DATASET CONTENT
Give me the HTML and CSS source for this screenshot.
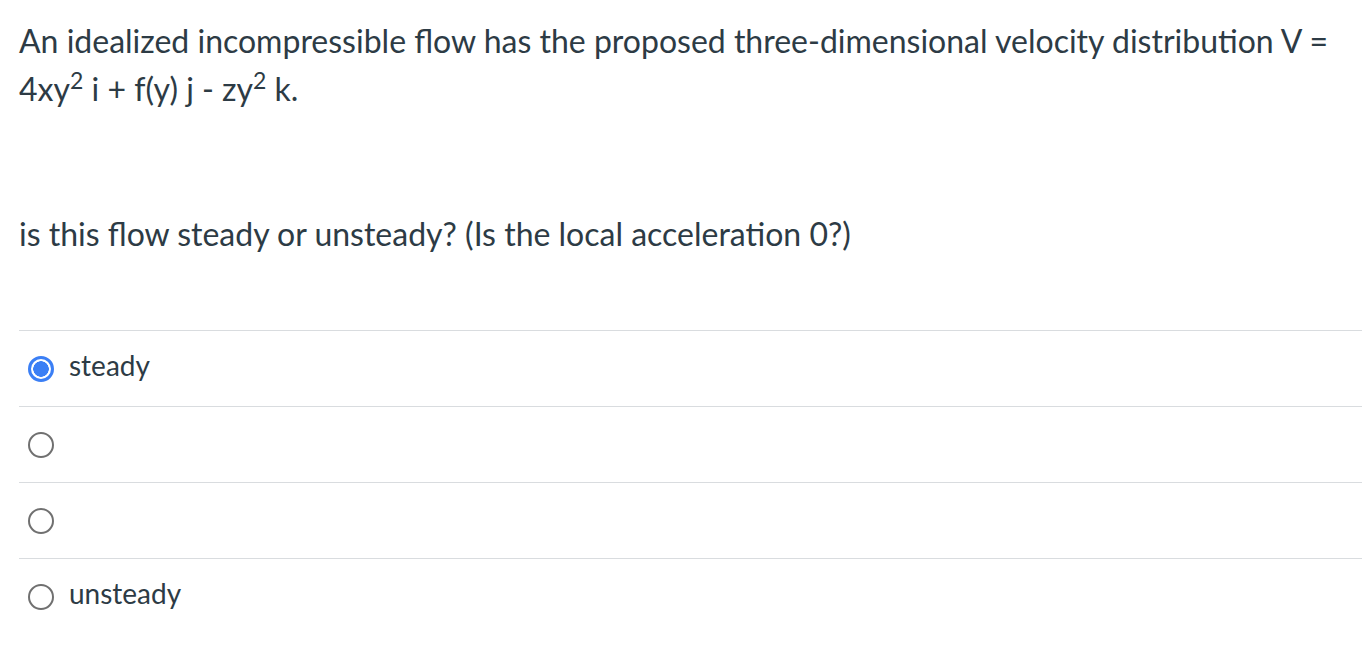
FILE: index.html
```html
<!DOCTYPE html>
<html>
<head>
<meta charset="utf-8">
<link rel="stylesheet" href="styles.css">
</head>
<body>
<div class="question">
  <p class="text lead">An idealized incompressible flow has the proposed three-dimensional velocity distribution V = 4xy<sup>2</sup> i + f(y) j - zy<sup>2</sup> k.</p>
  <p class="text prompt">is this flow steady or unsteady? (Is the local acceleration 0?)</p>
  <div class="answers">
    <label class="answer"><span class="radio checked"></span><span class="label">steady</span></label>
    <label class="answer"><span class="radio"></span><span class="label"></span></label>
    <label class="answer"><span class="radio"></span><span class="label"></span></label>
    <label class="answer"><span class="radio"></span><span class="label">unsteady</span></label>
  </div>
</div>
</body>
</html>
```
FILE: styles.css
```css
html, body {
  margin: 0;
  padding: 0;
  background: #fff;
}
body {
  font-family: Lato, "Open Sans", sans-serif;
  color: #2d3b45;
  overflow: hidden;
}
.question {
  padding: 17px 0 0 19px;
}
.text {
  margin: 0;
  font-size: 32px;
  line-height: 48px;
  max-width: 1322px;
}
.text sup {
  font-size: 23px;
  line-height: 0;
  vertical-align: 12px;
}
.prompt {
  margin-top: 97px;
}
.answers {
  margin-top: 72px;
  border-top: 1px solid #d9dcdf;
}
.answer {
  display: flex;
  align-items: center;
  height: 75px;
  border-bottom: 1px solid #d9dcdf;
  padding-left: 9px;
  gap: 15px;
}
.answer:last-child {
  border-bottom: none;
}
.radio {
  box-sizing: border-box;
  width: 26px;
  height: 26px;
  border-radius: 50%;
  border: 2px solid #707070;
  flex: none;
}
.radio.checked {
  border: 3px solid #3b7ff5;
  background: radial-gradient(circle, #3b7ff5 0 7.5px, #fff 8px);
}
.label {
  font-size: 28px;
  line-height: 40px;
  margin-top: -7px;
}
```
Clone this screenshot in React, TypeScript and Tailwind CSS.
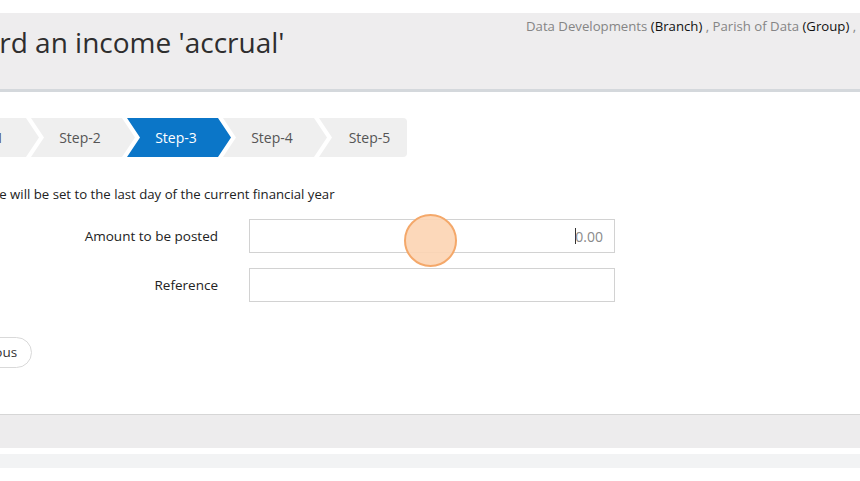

TASK TO COMPLETE
Quote the records in full and exactly; skip any image.

WORKED ANSWER
Give me the HTML and CSS source for this screenshot.
FILE: index.html
```html
<!DOCTYPE html>
<html>
<head>
<meta charset="utf-8">
<link rel="stylesheet" href="styles.css">
</head>
<body>
<div class="question">
  <p class="text lead">An idealized incompressible flow has the proposed three-dimensional velocity distribution V = 4xy<sup>2</sup> i + f(y) j - zy<sup>2</sup> k.</p>
  <p class="text prompt">is this flow steady or unsteady? (Is the local acceleration 0?)</p>
  <div class="answers">
    <label class="answer"><span class="radio checked"></span><span class="label">steady</span></label>
    <label class="answer"><span class="radio"></span><span class="label"></span></label>
    <label class="answer"><span class="radio"></span><span class="label"></span></label>
    <label class="answer"><span class="radio"></span><span class="label">unsteady</span></label>
  </div>
</div>
</body>
</html>
```
FILE: styles.css
```css
html, body {
  margin: 0;
  padding: 0;
  background: #fff;
}
body {
  font-family: Lato, "Open Sans", sans-serif;
  color: #2d3b45;
  overflow: hidden;
}
.question {
  padding: 17px 0 0 19px;
}
.text {
  margin: 0;
  font-size: 32px;
  line-height: 48px;
  max-width: 1322px;
}
.text sup {
  font-size: 23px;
  line-height: 0;
  vertical-align: 12px;
}
.prompt {
  margin-top: 97px;
}
.answers {
  margin-top: 72px;
  border-top: 1px solid #d9dcdf;
}
.answer {
  display: flex;
  align-items: center;
  height: 75px;
  border-bottom: 1px solid #d9dcdf;
  padding-left: 9px;
  gap: 15px;
}
.answer:last-child {
  border-bottom: none;
}
.radio {
  box-sizing: border-box;
  width: 26px;
  height: 26px;
  border-radius: 50%;
  border: 2px solid #707070;
  flex: none;
}
.radio.checked {
  border: 3px solid #3b7ff5;
  background: radial-gradient(circle, #3b7ff5 0 7.5px, #fff 8px);
}
.label {
  font-size: 28px;
  line-height: 40px;
  margin-top: -7px;
}
```
Clone this screenshot in React, TypeScript and Tailwind CSS.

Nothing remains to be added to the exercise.